__SHORT EXERCISE__. Keep every line where the word "index" appears; drop the rest.

__DATA SEGMENT__.
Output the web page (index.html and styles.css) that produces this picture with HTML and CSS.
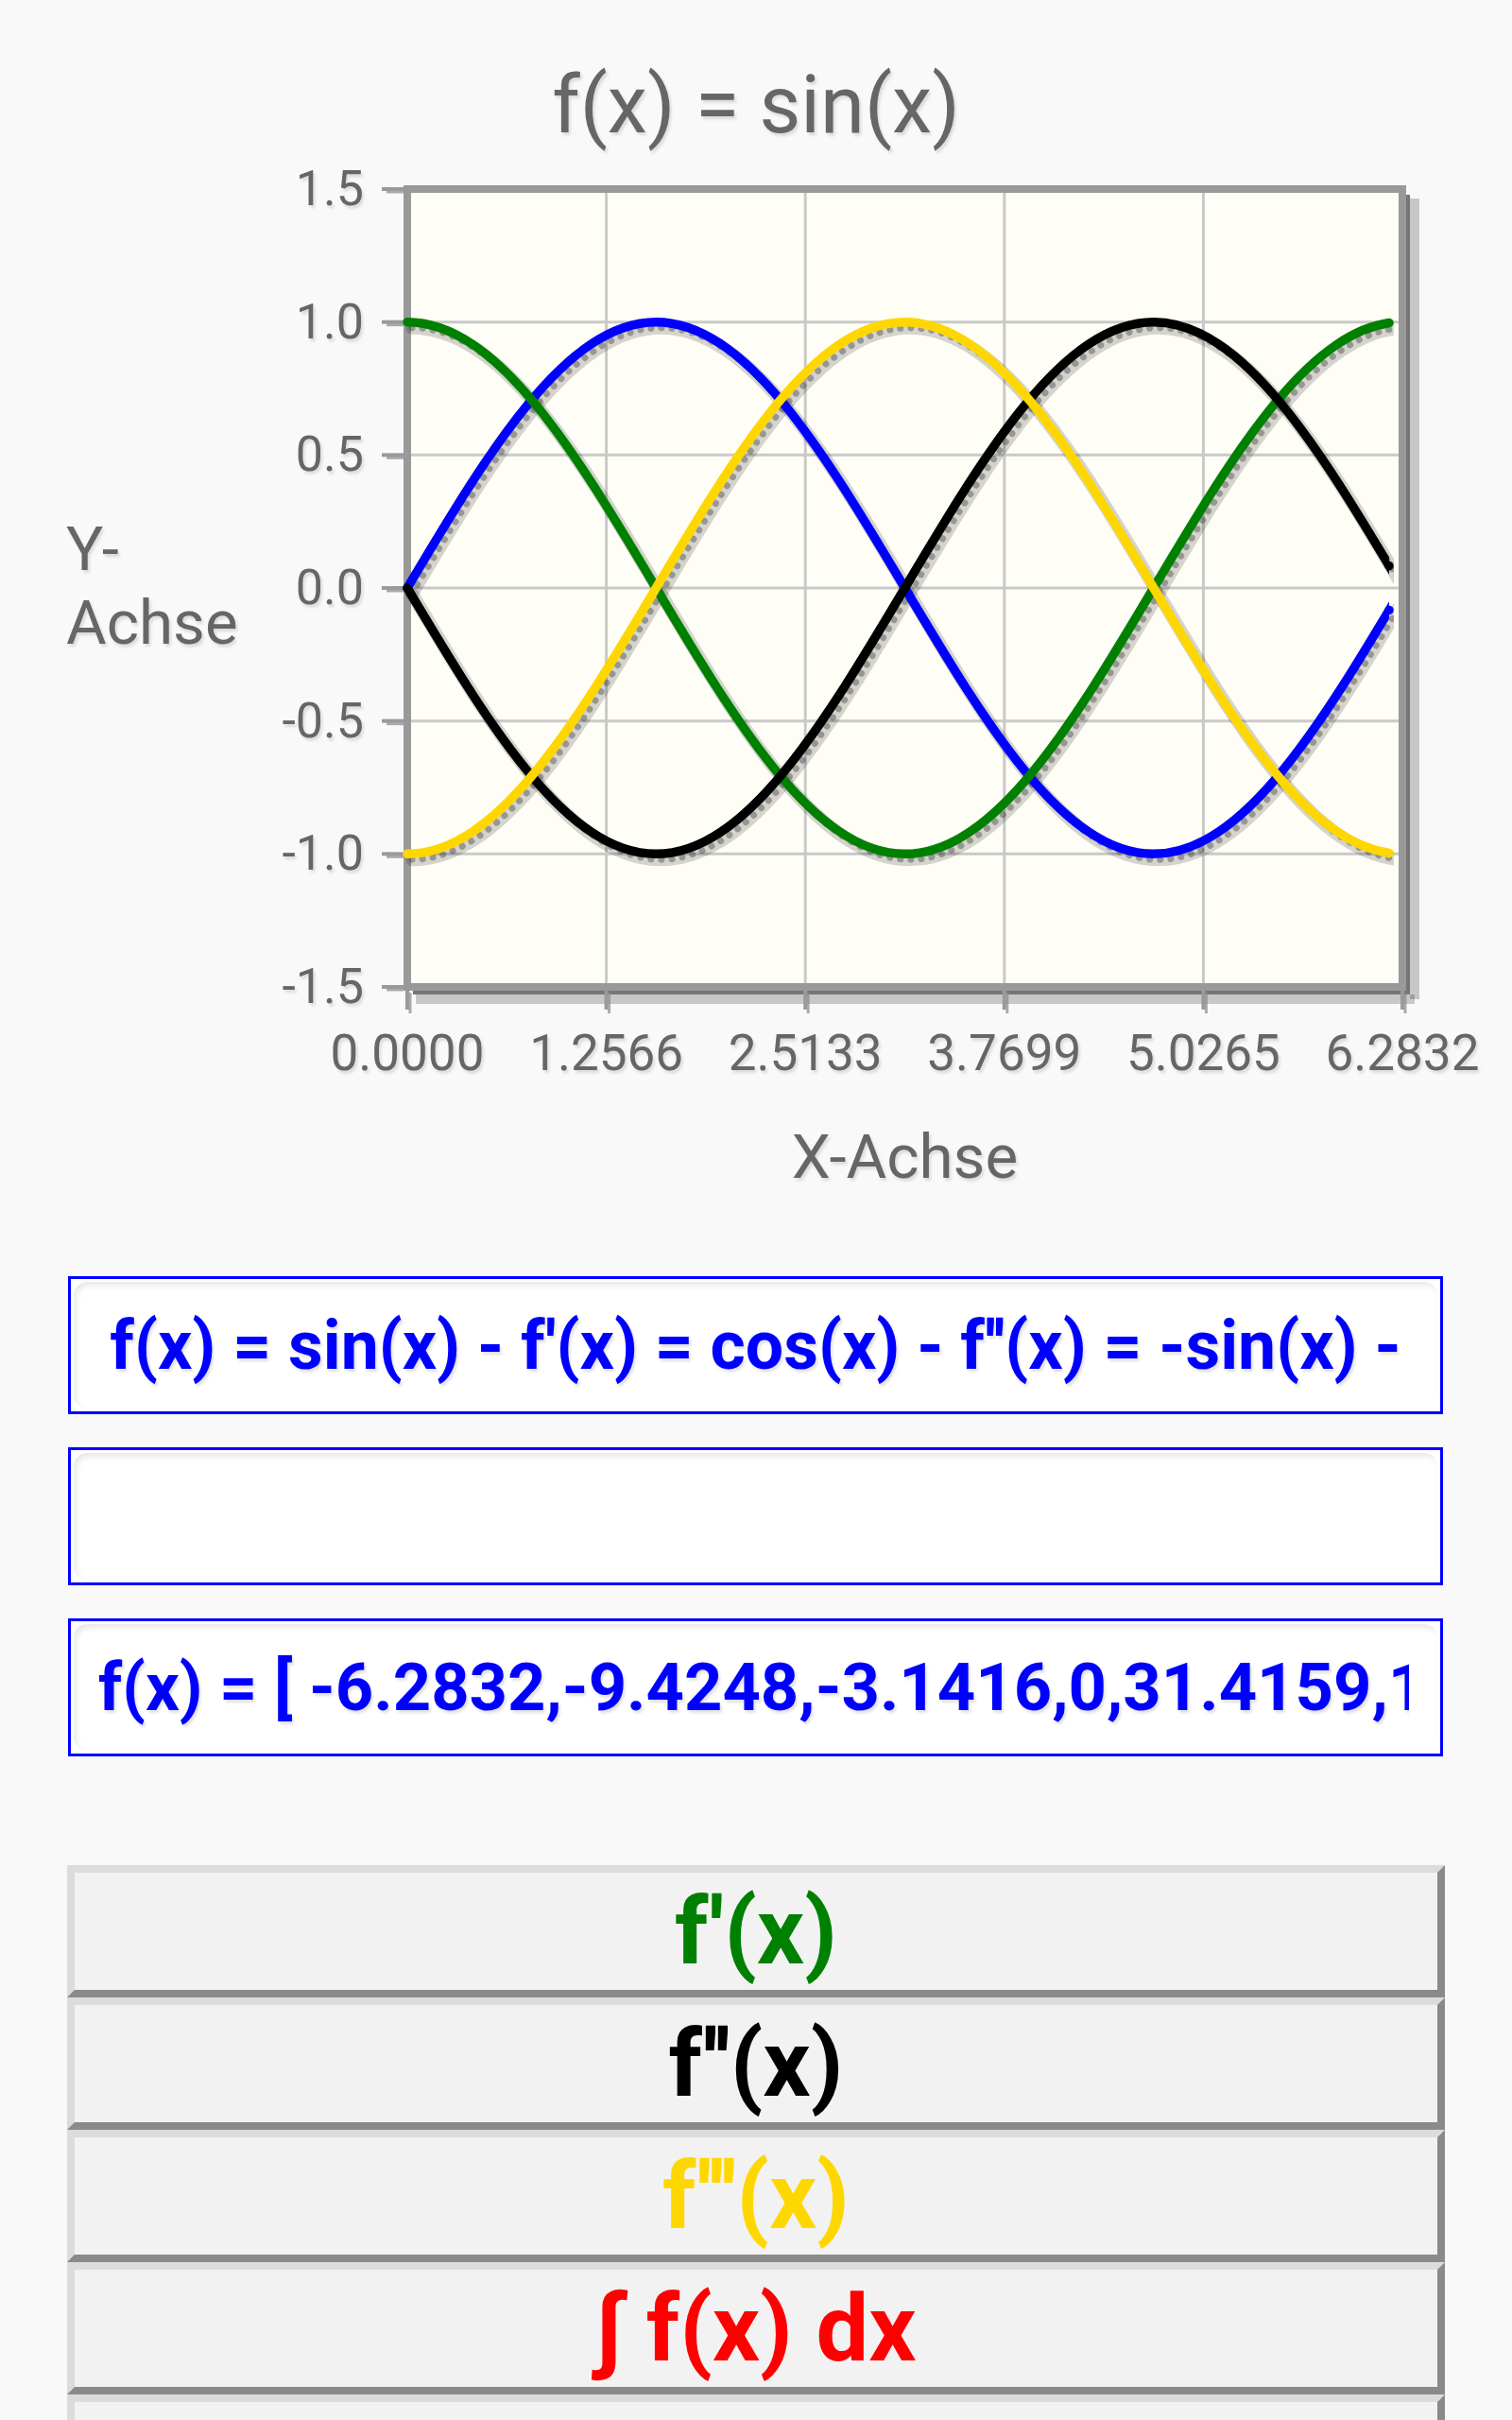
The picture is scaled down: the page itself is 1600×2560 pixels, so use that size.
FILE: index.html
```html
<!DOCTYPE html>
<html lang="de">
<head>
<meta charset="utf-8">
<title>f(x) = sin(x)</title>
<link rel="stylesheet" href="styles.css">
</head>
<body>
<main class="page">
  <svg class="chart" width="1600" height="1350" viewBox="0 0 1600 1350" xmlns="http://www.w3.org/2000/svg">
    <defs>
      <clipPath id="dataClip"><rect x="380" y="150" width="1090" height="950"/></clipPath>
      <filter id="txtShadow" x="-10%" y="-10%" width="130%" height="140%">
        <feDropShadow dx="2" dy="3" stdDeviation="1.5" flood-color="#000" flood-opacity="0.12"/>
      </filter>
    </defs>

    <text class="title" x="800" y="140" filter="url(#txtShadow)">f(x) = sin(x)</text>

    <!-- plot background -->
    <rect class="plot-bg" x="431" y="200" width="1053" height="844"/>

    <!-- grid -->
    <g class="grid">
      <line x1="641.6" y1="204" x2="641.6" y2="1040"/>
      <line x1="852.2" y1="204" x2="852.2" y2="1040"/>
      <line x1="1062.8" y1="204" x2="1062.8" y2="1040"/>
      <line x1="1273.4" y1="204" x2="1273.4" y2="1040"/>
      <line x1="435" y1="340.67" x2="1480" y2="340.67"/>
      <line x1="435" y1="481.33" x2="1480" y2="481.33"/>
      <line x1="435" y1="622" x2="1480" y2="622"/>
      <line x1="435" y1="762.67" x2="1480" y2="762.67"/>
      <line x1="435" y1="903.33" x2="1480" y2="903.33"/>
    </g>

    <!-- frame shadow -->
    <g class="frame-shadow">
      <line class="fs-soft" x1="1497" y1="210" x2="1497" y2="1057"/>
      <line class="fs-soft" x1="440" y1="1057" x2="1497" y2="1057"/>
      <line class="fs-dark" x1="1490" y1="206" x2="1490" y2="1050"/>
      <line class="fs-dark" x1="437" y1="1050" x2="1492" y2="1050"/>
    </g>

    <!-- frame -->
    <rect class="frame" x="431" y="200" width="1053" height="844"/>

    <!-- ticks -->
    <g class="tick-shadow">
      <line x1="409" y1="203" x2="427" y2="203"/>
      <line x1="409" y1="343.67" x2="427" y2="343.67"/>
      <line x1="409" y1="484.33" x2="427" y2="484.33"/>
      <line x1="409" y1="625" x2="427" y2="625"/>
      <line x1="409" y1="765.67" x2="427" y2="765.67"/>
      <line x1="409" y1="906.33" x2="427" y2="906.33"/>
      <line x1="409" y1="1047" x2="427" y2="1047"/>
      <line x1="434" y1="1050" x2="434" y2="1072"/>
      <line x1="644.6" y1="1050" x2="644.6" y2="1072"/>
      <line x1="855.2" y1="1050" x2="855.2" y2="1072"/>
      <line x1="1065.8" y1="1050" x2="1065.8" y2="1072"/>
      <line x1="1276.4" y1="1050" x2="1276.4" y2="1072"/>
      <line x1="1487" y1="1050" x2="1487" y2="1072"/>
    </g>
    <g class="tick">
      <line x1="404" y1="200" x2="427" y2="200"/>
      <line x1="404" y1="340.67" x2="427" y2="340.67"/>
      <line x1="404" y1="481.33" x2="427" y2="481.33"/>
      <line x1="404" y1="622" x2="427" y2="622"/>
      <line x1="404" y1="762.67" x2="427" y2="762.67"/>
      <line x1="404" y1="903.33" x2="427" y2="903.33"/>
      <line x1="404" y1="1044" x2="427" y2="1044"/>
      <line x1="431" y1="1048" x2="431" y2="1068"/>
      <line x1="641.6" y1="1048" x2="641.6" y2="1068"/>
      <line x1="852.2" y1="1048" x2="852.2" y2="1068"/>
      <line x1="1062.8" y1="1048" x2="1062.8" y2="1068"/>
      <line x1="1273.4" y1="1048" x2="1273.4" y2="1068"/>
      <line x1="1484" y1="1048" x2="1484" y2="1068"/>
    </g>

    <!-- y labels -->
    <g class="ylabels" filter="url(#txtShadow)">
      <text x="385" y="217">1.5</text>
      <text x="385" y="357.67">1.0</text>
      <text x="385" y="498.33">0.5</text>
      <text x="385" y="639">0.0</text>
      <text x="385" y="779.67">-0.5</text>
      <text x="385" y="920.33">-1.0</text>
      <text x="385" y="1061">-1.5</text>
    </g>

    <!-- x labels -->
    <g class="xlabels" filter="url(#txtShadow)">
      <text x="431" y="1132">0.0000</text>
      <text x="641.6" y="1132">1.2566</text>
      <text x="852.2" y="1132">2.5133</text>
      <text x="1062.8" y="1132">3.7699</text>
      <text x="1273.4" y="1132">5.0265</text>
      <text x="1484" y="1132">6.2832</text>
    </g>

    <g class="axis-title" filter="url(#txtShadow)">
      <text x="70" y="603">Y-</text>
      <text x="70" y="681">Achse</text>
      <text class="centered" x="957.5" y="1246">X-Achse</text>
    </g>

    <!-- curve shadows -->
    <g transform="translate(5,6)">
      <g clip-path="url(#dataClip)">
        <g class="shadow-band">
          <path d="M431,622 c85.85,-144.12 167.98,-281.33 263.25,-281.33 c95.27,0 177.4,137.21 263.25,281.33 c85.85,144.12 167.98,281.33 263.25,281.33 c95.27,0 177.4,-137.21 263.25,-281.33"/>
          <path d="M431,340.67 c95.27,0 177.4,137.21 263.25,281.33 c85.85,144.12 167.98,281.33 263.25,281.33 c95.27,0 177.4,-137.21 263.25,-281.33 c85.85,-144.12 167.98,-281.33 263.25,-281.33"/>
          <path d="M431,622 c85.85,144.12 167.98,281.33 263.25,281.33 c95.27,0 177.4,-137.21 263.25,-281.33 c85.85,-144.12 167.98,-281.33 263.25,-281.33 c95.27,0 177.4,137.21 263.25,281.33"/>
          <path d="M431,903.33 c95.27,0 177.4,-137.21 263.25,-281.33 c85.85,-144.12 167.98,-281.33 263.25,-281.33 c95.27,0 177.4,137.21 263.25,281.33 c85.85,144.12 167.98,281.33 263.25,281.33"/>
        </g>
        <g class="shadow-dots">
          <path d="M431,622 c85.85,-144.12 167.98,-281.33 263.25,-281.33 c95.27,0 177.4,137.21 263.25,281.33 c85.85,144.12 167.98,281.33 263.25,281.33 c95.27,0 177.4,-137.21 263.25,-281.33"/>
          <path d="M431,340.67 c95.27,0 177.4,137.21 263.25,281.33 c85.85,144.12 167.98,281.33 263.25,281.33 c95.27,0 177.4,-137.21 263.25,-281.33 c85.85,-144.12 167.98,-281.33 263.25,-281.33"/>
          <path d="M431,622 c85.85,144.12 167.98,281.33 263.25,281.33 c95.27,0 177.4,-137.21 263.25,-281.33 c85.85,-144.12 167.98,-281.33 263.25,-281.33 c95.27,0 177.4,137.21 263.25,281.33"/>
          <path d="M431,903.33 c95.27,0 177.4,-137.21 263.25,-281.33 c85.85,-144.12 167.98,-281.33 263.25,-281.33 c95.27,0 177.4,137.21 263.25,281.33 c85.85,144.12 167.98,281.33 263.25,281.33"/>
        </g>
      </g>
    </g>

    <!-- curves -->
    <g clip-path="url(#dataClip)" class="curves">
      <path class="c-blue" d="M431,622 c85.85,-144.12 167.98,-281.33 263.25,-281.33 c95.27,0 177.4,137.21 263.25,281.33 c85.85,144.12 167.98,281.33 263.25,281.33 c95.27,0 177.4,-137.21 263.25,-281.33"/>
      <path class="c-green" d="M431,340.67 c95.27,0 177.4,137.21 263.25,281.33 c85.85,144.12 167.98,281.33 263.25,281.33 c95.27,0 177.4,-137.21 263.25,-281.33 c85.85,-144.12 167.98,-281.33 263.25,-281.33"/>
      <path class="c-black" d="M431,622 c85.85,144.12 167.98,281.33 263.25,281.33 c95.27,0 177.4,-137.21 263.25,-281.33 c85.85,-144.12 167.98,-281.33 263.25,-281.33 c95.27,0 177.4,137.21 263.25,281.33"/>
      <path class="c-yellow" d="M431,903.33 c95.27,0 177.4,-137.21 263.25,-281.33 c85.85,-144.12 167.98,-281.33 263.25,-281.33 c95.27,0 177.4,137.21 263.25,281.33 c85.85,144.12 167.98,281.33 263.25,281.33"/>
    </g>
    <g class="caps">
      <circle class="f-blue" cx="1470" cy="645.4" r="4.75"/>
      <circle class="f-green" cx="1470" cy="341.6" r="4.75"/>
      <circle class="f-black" cx="1470" cy="598.6" r="4.75"/>
      <circle class="f-yellow" cx="1470" cy="902.4" r="4.75"/>
    </g>
  </svg>

  <section class="outputs">
    <div class="field"><div class="field-inner centered-text"><span class="field-text">f(x) = sin(x) - f'(x) = cos(x) - f''(x) = -sin(x) -</span></div></div>
    <div class="field"><div class="field-inner"></div></div>
    <div class="field"><div class="field-inner left-text"><span class="field-text data-text">f(x) = [ -6.2832,-9.4248,-3.1416,0,31.4159,12.5664 ]</span></div></div>
  </section>

  <section class="buttons">
    <button class="btn btn-green" type="button">f'(x)</button>
    <button class="btn btn-black" type="button">f''(x)</button>
    <button class="btn btn-yellow" type="button">f'''(x)</button>
    <button class="btn btn-red" type="button">∫ f(x) dx</button>
    <button class="btn btn-blue" type="button" aria-label="weitere Funktion"></button>
  </section>
</main>
</body>
</html>
```

FILE: styles.css
```css
html, body {
  margin: 0;
  padding: 0;
  background: #f9f9fa;
}

.page {
  width: 1600px;
  font-family: Roboto, "Liberation Sans", sans-serif;
}

.chart {
  display: block;
}

.title {
  font-family: Roboto, "Liberation Sans", sans-serif;
  font-size: 85px;
  fill: #666666;
  text-anchor: middle;
}

.plot-bg {
  fill: #fffef6;
}

.grid line {
  stroke: #c9c9c9;
  stroke-width: 3;
}

.frame {
  fill: none;
  stroke: #999999;
  stroke-width: 8;
}

.fs-dark {
  stroke: #767676;
  stroke-width: 4;
}

.fs-soft {
  stroke: rgba(0, 0, 0, 0.2);
  stroke-width: 10;
}

.tick line {
  stroke: #9a9a9a;
  stroke-width: 4;
}

.tick-shadow line {
  stroke: #8a8a8a;
  stroke-width: 3;
  opacity: 0.7;
}

.ylabels text {
  font-family: Roboto, "Liberation Sans", sans-serif;
  font-size: 52px;
  fill: #666666;
  text-anchor: end;
}

.xlabels text {
  font-family: Roboto, "Liberation Sans", sans-serif;
  font-size: 53px;
  fill: #666666;
  text-anchor: middle;
}

.axis-title text {
  font-family: Roboto, "Liberation Sans", sans-serif;
  font-size: 65.5px;
  fill: #666666;
}

.axis-title .centered {
  text-anchor: middle;
}

.shadow-band path {
  fill: none;
  stroke: rgba(0, 0, 0, 0.17);
  stroke-width: 14;
  stroke-linecap: round;
}

.shadow-dots path {
  fill: none;
  stroke: rgba(60, 60, 60, 0.4);
  stroke-width: 7;
  stroke-linecap: round;
  stroke-dasharray: 0.1 11;
}

.curves path {
  fill: none;
  stroke-width: 9.5;
  stroke-linecap: round;
  stroke-linejoin: round;
}

.c-blue { stroke: #0000ff; }
.c-green { stroke: #008000; }
.c-black { stroke: #000000; }
.c-yellow { stroke: #ffd700; }

.f-blue { fill: #0000ff; }
.f-green { fill: #008000; }
.f-black { fill: #000000; }
.f-yellow { fill: #ffd700; }

/* output fields */
.outputs {
  margin-left: 72px;
  width: 1455px;
  display: flex;
  flex-direction: column;
  gap: 35px;
}

.field {
  box-sizing: border-box;
  height: 146px;
  border: 3px solid #0000ff;
  background: #ffffff;
  padding: 3px;
}

.field-inner {
  box-sizing: border-box;
  height: 100%;
  border-radius: 14px;
  box-shadow: inset 3px 4px 6px rgba(0, 0, 0, 0.09);
  display: flex;
  align-items: center;
  overflow: hidden;
  white-space: nowrap;
  font-family: Roboto, "Liberation Sans", sans-serif;
  font-weight: 700;
  font-size: 71.5px;
  color: #0000ff;
}

.field-text {
  text-shadow: 2px 3px 3px rgba(0, 0, 0, 0.12);
}

.centered-text {
  justify-content: center;
}

.left-text {
  justify-content: flex-start;
  padding-left: 26px;
  padding-right: 30px;
}

.left-text .field-text {
  display: block;
  flex: 1 1 auto;
  min-width: 0;
  overflow: hidden;
  padding: 6px 0;
}

.data-text {
  font-size: 70.5px;
}

/* buttons */
.buttons {
  margin-top: 115px;
  margin-left: 71px;
  width: 1458px;
  display: flex;
  flex-direction: column;
}

.btn {
  box-sizing: border-box;
  height: 140px;
  width: 100%;
  margin: 0;
  padding: 0;
  border-style: solid;
  border-width: 8px;
  border-color: #dcdcdc #8a8a8a #8a8a8a #dcdcdc;
  background: #f2f2f2;
  font-family: Roboto, "DejaVu Sans", sans-serif;
  font-weight: 700;
  font-size: 99px;
  line-height: 1;
  text-align: center;
}

.btn-green { color: #008000; }
.btn-black { color: #000000; }
.btn-yellow { color: #ffd700; }
.btn-red { color: #ff0000; }
.btn-blue { color: #0000ff; }
```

__REPLY TO THE TASK__.
Output the web page (index.html and styles.css) that produces this picture with HTML and CSS.
FILE: index.html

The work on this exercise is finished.